Croatia May Soften Fishing Zone After EU Rebuff
Date: 12-Dec-07
Country: CROATIA
Author: Zoran Radosavljevic
"We want to join the European Union and it is difficult to imagine that the (zone) will be enforced in its current form," Mesic, who visited Brussels last week, told state radio.
Croatia, which hopes to become an EU member around 2010, is due to apply the zone, which covers roughly 56,000 square km, from Jan. 1 to preserve fish stocks and limit pollution. The plan is opposed by EU members Italy and Slovenia.
"I expect a compromise, a temporary solution until we join the EU. It is now important that experts agree on how to protect the Adriatic and regulate fishing quotas," Mesic said.
The European Commission warned Croatia last week against enforcing the zone, approved by Croatia's parliament, saying this would breach an earlier accord with Slovenia and Italy and harm Zagreb's bid to join the bloc.
Slovenian Foreign Minister Dimitrij Rupel, whose country takes over the rotating EU presidency in January, said on Monday Slovenia was ready to block several chapters of Zagreb's EU negotiations if the zone was enforced.
"I expect all sides will sit at a table soon and reach a functional solution, which will satisfy all three countries and the fishermen," Mesic said.

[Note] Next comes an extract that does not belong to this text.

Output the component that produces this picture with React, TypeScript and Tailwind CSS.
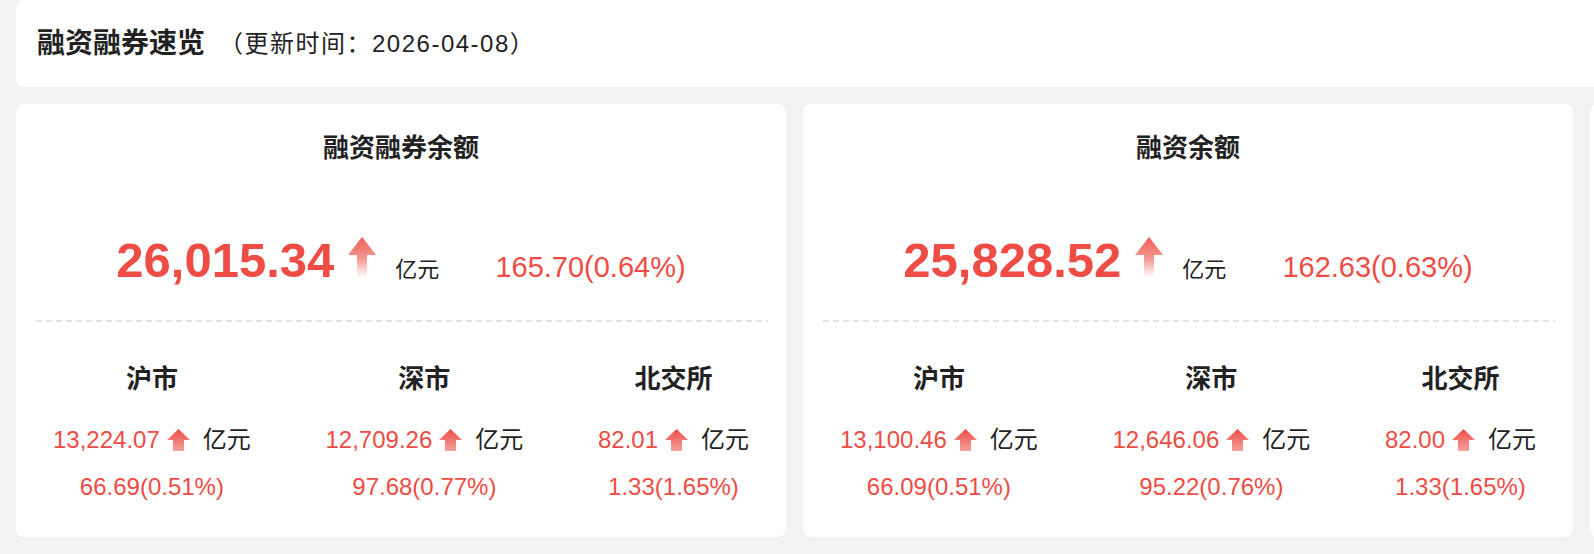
import React from 'react';

type Market = {
  name: string;
  value: string;
  change: string;
};

type Summary = {
  title: string;
  total: string;
  change: string;
  markets: Market[];
};

const summaries: Summary[] = [
  {
    title: '融资融券余额',
    total: '26,015.34',
    change: '165.70(0.64%)',
    markets: [
      { name: '沪市', value: '13,224.07', change: '66.69(0.51%)' },
      { name: '深市', value: '12,709.26', change: '97.68(0.77%)' },
      { name: '北交所', value: '82.01', change: '1.33(1.65%)' },
    ],
  },
  {
    title: '融资余额',
    total: '25,828.52',
    change: '162.63(0.63%)',
    markets: [
      { name: '沪市', value: '13,100.46', change: '66.09(0.51%)' },
      { name: '深市', value: '12,646.06', change: '95.22(0.76%)' },
      { name: '北交所', value: '82.00', change: '1.33(1.65%)' },
    ],
  },
];

const BigArrow = ({ id }: { id: string }) => (
  <svg width="28" height="40" viewBox="0 0 28 40" className="self-end mb-[2px]">
    <defs>
      <linearGradient id={id} x1="0" y1="0" x2="0" y2="1">
        <stop offset="0" stopColor="#ef5b53" />
        <stop offset="0.55" stopColor="#f59a94" />
        <stop offset="1" stopColor="#ffffff" />
      </linearGradient>
    </defs>
    <path d="M14 0 L28 18 L19 18 L19 40 L9 40 L9 18 L0 18 Z" fill={`url(#${id})`} />
  </svg>
);

const SmallArrow = ({ id }: { id: string }) => (
  <svg width="23" height="22" viewBox="0 0 23 22" className="self-end mb-[1px]">
    <defs>
      <linearGradient id={id} x1="0" y1="0" x2="0" y2="1">
        <stop offset="0" stopColor="#ee4c44" />
        <stop offset="1" stopColor="#f4a29d" />
      </linearGradient>
    </defs>
    <path d="M11.5 0 L23 11 L17 11 L17 22 L6 22 L6 11 L0 11 Z" fill={`url(#${id})`} />
  </svg>
);

const SummaryCard = ({ data, index }: { data: Summary; index: number }) => (
  <div className="w-[770px] h-[433px] shrink-0 bg-white rounded-[8px] flex flex-col">
    {/* title */}
    <div className="h-[88px] flex items-center justify-center text-[26px] font-bold text-[#222]">
      {data.title}
    </div>

    {/* total */}
    <div className="pt-[44px] flex items-baseline justify-center">
      <span className="text-[49px] leading-none font-bold text-[#ee4c44]">{data.total}</span>
      <span className="ml-[14px] flex">
        <BigArrow id={`big-${index}`} />
      </span>
      <span className="ml-[19px] text-[22px] leading-none text-[#222]">亿元</span>
      <span className="ml-[56px] text-[29px] leading-none text-[#ee4c44]">{data.change}</span>
    </div>

    <div className="mt-[35px] ml-[20px] mr-[18px] h-[2px] bg-[repeating-linear-gradient(to_right,#e3e3e3_0_6px,transparent_6px_10px)]" />

    {/* markets */}
    <div className="mt-[39px] px-[37px] flex justify-between">
      {data.markets.map((m, i) => (
        <div key={m.name} className="flex flex-col items-center">
          <div className="h-[36px] leading-[36px] text-[26px] font-bold text-[#222]">{m.name}</div>
          <div className="mt-[27px] h-[32px] flex items-baseline">
            <span className="text-[24px] leading-[32px] text-[#ee4c44]">{m.value}</span>
            <span className="ml-[7px] flex self-center">
              <SmallArrow id={`small-${index}-${i}`} />
            </span>
            <span className="ml-[13px] text-[24px] leading-[32px] text-[#222]">亿元</span>
          </div>
          <div className="mt-[15px] h-[32px] leading-[32px] text-[24px] text-[#ee4c44]">
            {m.change}
          </div>
        </div>
      ))}
    </div>
  </div>
);

export default function App() {
  return (
    <div
      className="w-screen h-screen overflow-hidden bg-[#f2f2f2]"
      style={{ fontFamily: '"Liberation Sans", "Noto Sans CJK SC", sans-serif' }}
    >
      <div className="w-max px-[16px]">
        <div className="h-[87px] bg-white rounded-[8px] flex items-center pl-[21px]">
          <span className="text-[28px] font-bold text-[#222]">融资融券速览</span>
          <span className="ml-[14px] text-[24px] tracking-[1.5px] text-[#222]">（更新时间：2026-04-08）</span>
        </div>
        <div className="mt-[17px] flex gap-[17px]">
          {summaries.map((s, i) => (
            <SummaryCard key={s.title} data={s} index={i} />
          ))}
          {/* next card, only its edge is in view */}
          <div className="w-[770px] h-[433px] shrink-0 bg-white rounded-[8px]" />
        </div>
      </div>
    </div>
  );
}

Prime Minister Ivo Sanader, who is negotiating a new coalition government after an inconclusive Nov. 25 parliamentary election, said he had "nothing to add to President Mesic's comments", an indicating a softer approach was possible.
Sanader is due in Brussels this week and will probably discuss the issue with his Italian and Slovenian counterparts, Romano Prodi and Janez Jansa.

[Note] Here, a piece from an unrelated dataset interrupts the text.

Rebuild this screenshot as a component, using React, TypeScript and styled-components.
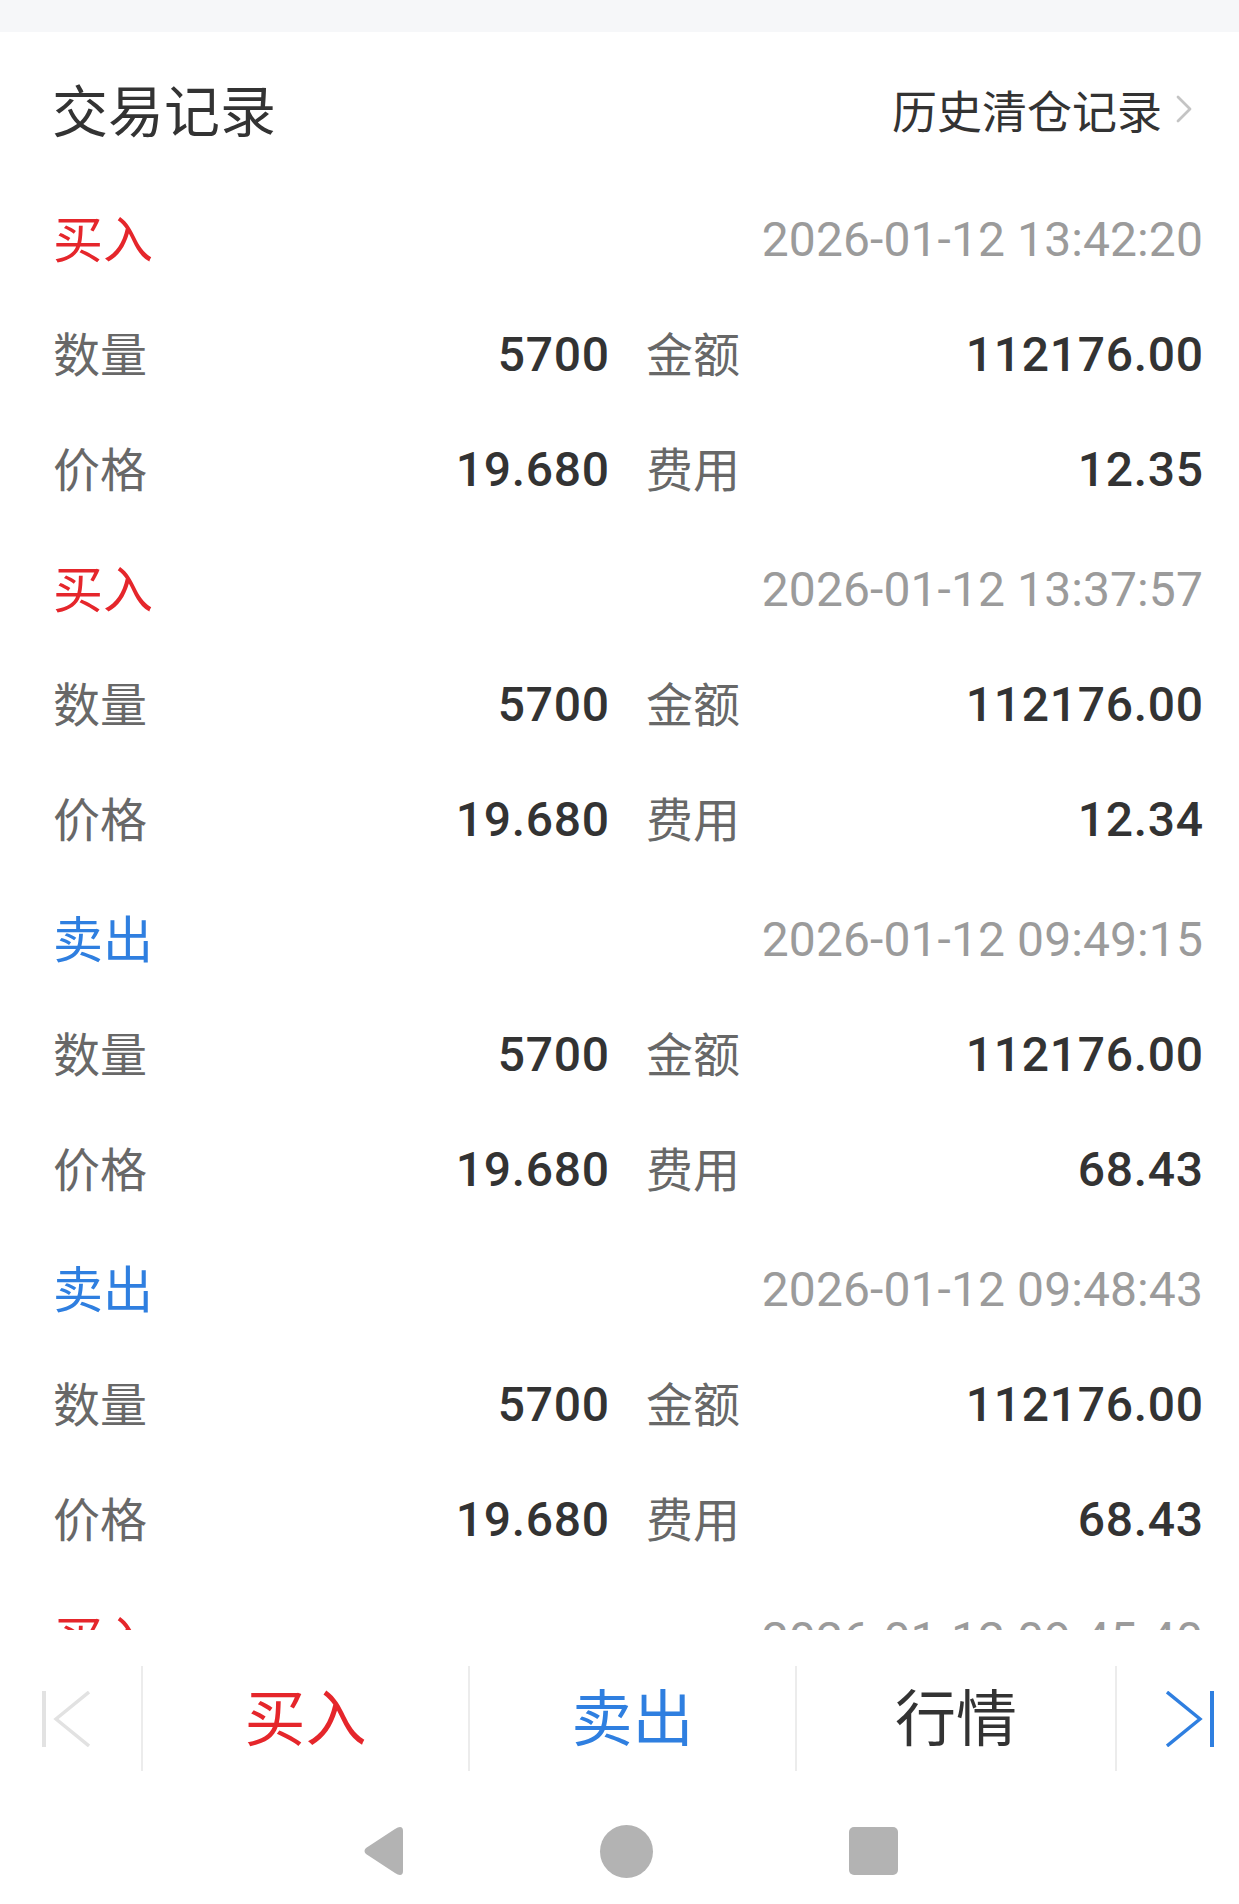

Barring a new parliamentary decision to scrap or delay the fishing zone, only intensive diplomacy with Italy and Slovenia offers a way out of the dispute.

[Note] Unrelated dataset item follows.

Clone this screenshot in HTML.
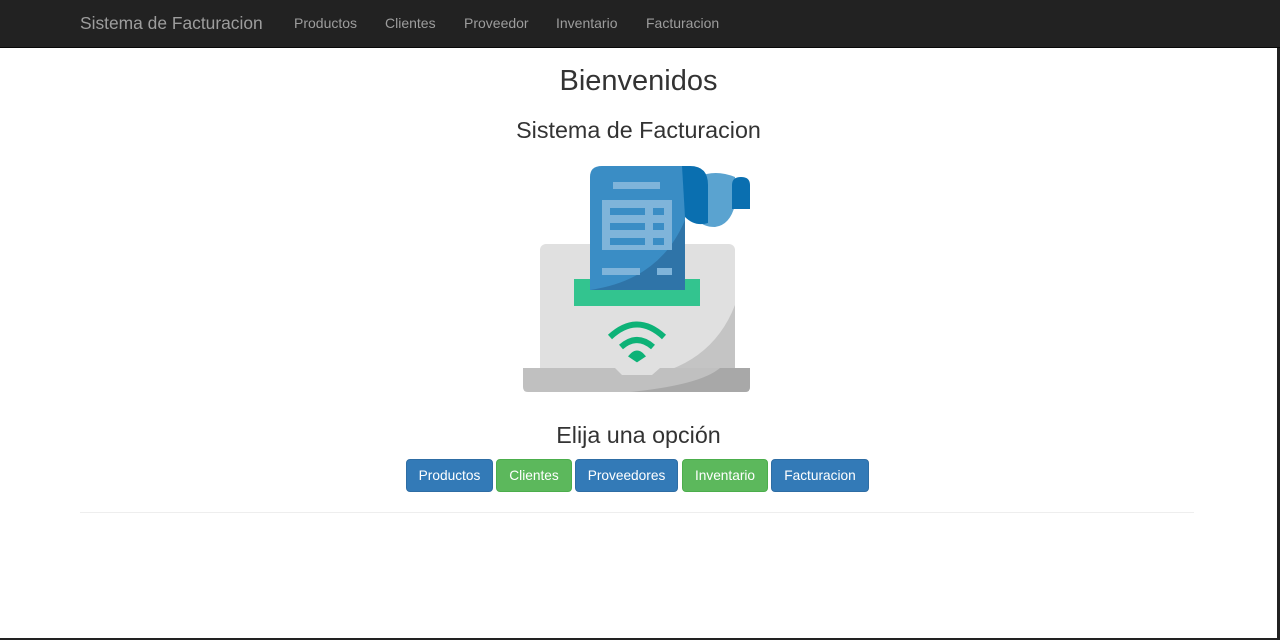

The Croatian Novi List daily quoted a senior official of Sanader's HDZ party on Tuesday as saying that was the plan.
"What we now need is prudence, nothing that could endanger our EU negotiations," the official said.
Political analyst Damir Grubisa said the experts had been aware of the problem for years but policy-makers were exploiting it for populist purposes at home, even though Croatia had no logistical means to enforce the zone properly.
"Now we can either agree joint protection of the Adriatic with Italy and Slovenia or implement our own zone but then inform the EU partners that it will not effectively apply to them," Grubisa said.